▼▼▼
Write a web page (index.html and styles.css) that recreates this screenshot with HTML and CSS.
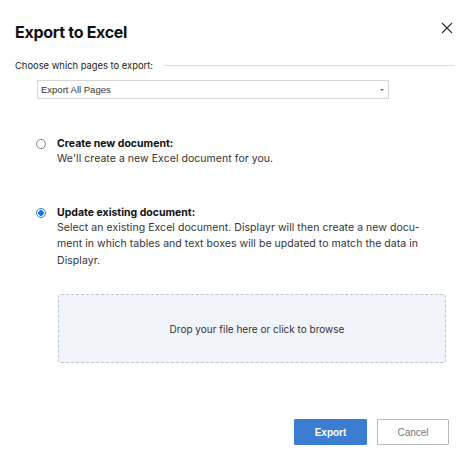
FILE: index.html
```html
<!DOCTYPE html>
<html>
<head>
<meta charset="utf-8">
<link rel="stylesheet" href="styles.css">
</head>
<body>
<div class="dialog">
  <div class="header">
    <h1 class="title">Export to Excel</h1>
    <button class="close" aria-label="Close">
      <svg width="12" height="12" viewBox="0 0 12 12"><path d="M1 1L11 11M11 1L1 11" stroke="#333" stroke-width="1.2" fill="none"/></svg>
    </button>
  </div>
  <div class="section-label">
    <span>Choose which pages to export:</span>
    <span class="rule"></span>
  </div>
  <div class="select">
    <span>Export All Pages</span>
    <span class="caret"></span>
  </div>
  <div class="option first">
    <span class="radio"></span>
    <div class="option-text">
      <div class="option-title">Create new document:</div>
      <div class="option-desc">We'll create a new Excel document for you.</div>
    </div>
  </div>
  <div class="option second">
    <span class="radio checked"></span>
    <div class="option-text">
      <div class="option-title">Update existing document:</div>
      <div class="option-desc">Select an existing Excel document. Displayr will then create a new docu-<br>ment in which tables and text boxes will be updated to match the data in<br>Displayr.</div>
    </div>
  </div>
  <div class="dropzone"><span class="drop-text">Drop your file here or click to browse</span></div>
  <div class="actions">
    <button class="btn primary">Export</button>
    <button class="btn secondary">Cancel</button>
  </div>
</div>
</body>
</html>
```
FILE: styles.css
```css
html, body {
  margin: 0;
  padding: 0;
  background: #fff;
}
body {
  font-family: "Inter", "Noto Sans", sans-serif;
  color: #333;
}
.dialog {
  width: 474px;
  height: 465px;
  box-sizing: border-box;
  padding: 20px 19px 0 15px;
}
.header {
  display: flex;
  justify-content: space-between;
  align-items: flex-start;
  height: 18px;
}
.title {
  margin: 2px 0 0;
  font-size: 16px;
  font-weight: 700;
  color: #111;
  letter-spacing: -0.3px;
}
.close {
  border: 0;
  background: none;
  padding: 0;
  width: 12px;
  height: 12px;
  display: flex;
  margin-top: 2px;
  margin-right: 2px;
}
.section-label {
  display: flex;
  align-items: center;
  gap: 11px;
  margin-top: 22px;
  font-size: 9.4px;
  color: #222;
}
.rule {
  flex: 1;
  height: 1px;
  background: #dcdcdc;
}
.select {
  margin: 9px 66px 0 22px;
  height: 17px;
  border: 1px solid #d6d6d6;
  display: flex;
  align-items: center;
  justify-content: space-between;
  padding: 0 4px 0 3px;
  font-family: "Liberation Sans", sans-serif;
  font-size: 9.5px;
  color: #333;
}
.caret {
  width: 0;
  height: 0;
  border-left: 2px solid transparent;
  border-right: 2px solid transparent;
  border-top: 2px solid #666;
}
.option {
  display: flex;
  gap: 11px;
  padding-left: 21px;
}
.option.first { margin-top: 38px; }
.option.second { margin-top: 38px; }
.radio {
  width: 10px;
  height: 10px;
  box-sizing: border-box;
  border: 1px solid #888;
  border-radius: 50%;
  margin-top: 2px;
  flex: none;
  background: #fff;
}
.radio.checked {
  border: 1px solid #2f7de1;
  background: radial-gradient(circle, #1a73e8 0 2.6px, #fff 3px);
}
.option-title {
  font-size: 10.5px;
  font-weight: 700;
  color: #111;
  line-height: 14px;
}
.option-desc {
  font-size: 10.5px;
  color: #333;
  line-height: 16.5px;
  letter-spacing: 0.05px;
}
.dropzone {
  margin: 25px 9px 0 43px;
  height: 69px;
  box-sizing: border-box;
  border: 1.5px dashed #c0c4cc;
  border-radius: 3px;
  background: #f1f4fb;
  display: flex;
  align-items: center;
  justify-content: center;
  font-size: 10px;
  color: #333;
}
.drop-text {
  margin-left: 10px;
}
.actions {
  display: flex;
  justify-content: flex-end;
  gap: 10px;
  margin-top: 56px;
  margin-right: 6px;
}
.btn {
  width: 73px;
  height: 26px;
  font-family: "Liberation Sans", Arial, sans-serif;
  font-size: 10px;
  border-radius: 1px;
  padding: 0;
}
.btn.primary {
  background: #3a7dd1;
  border: 1px solid #3a7dd1;
  color: #fff;
  font-weight: 700;
}
.btn.secondary {
  width: 72px;
  background: #fff;
  border: 1px solid #b9b9b9;
  color: #777;
}
```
▲▲▲
Written problem = Isolate the lines above that contain the word "styles" and copy them.

The response =
Write a web page (index.html and styles.css) that recreates this screenshot with HTML and CSS.
<link rel="stylesheet" href="styles.css">
FILE: styles.css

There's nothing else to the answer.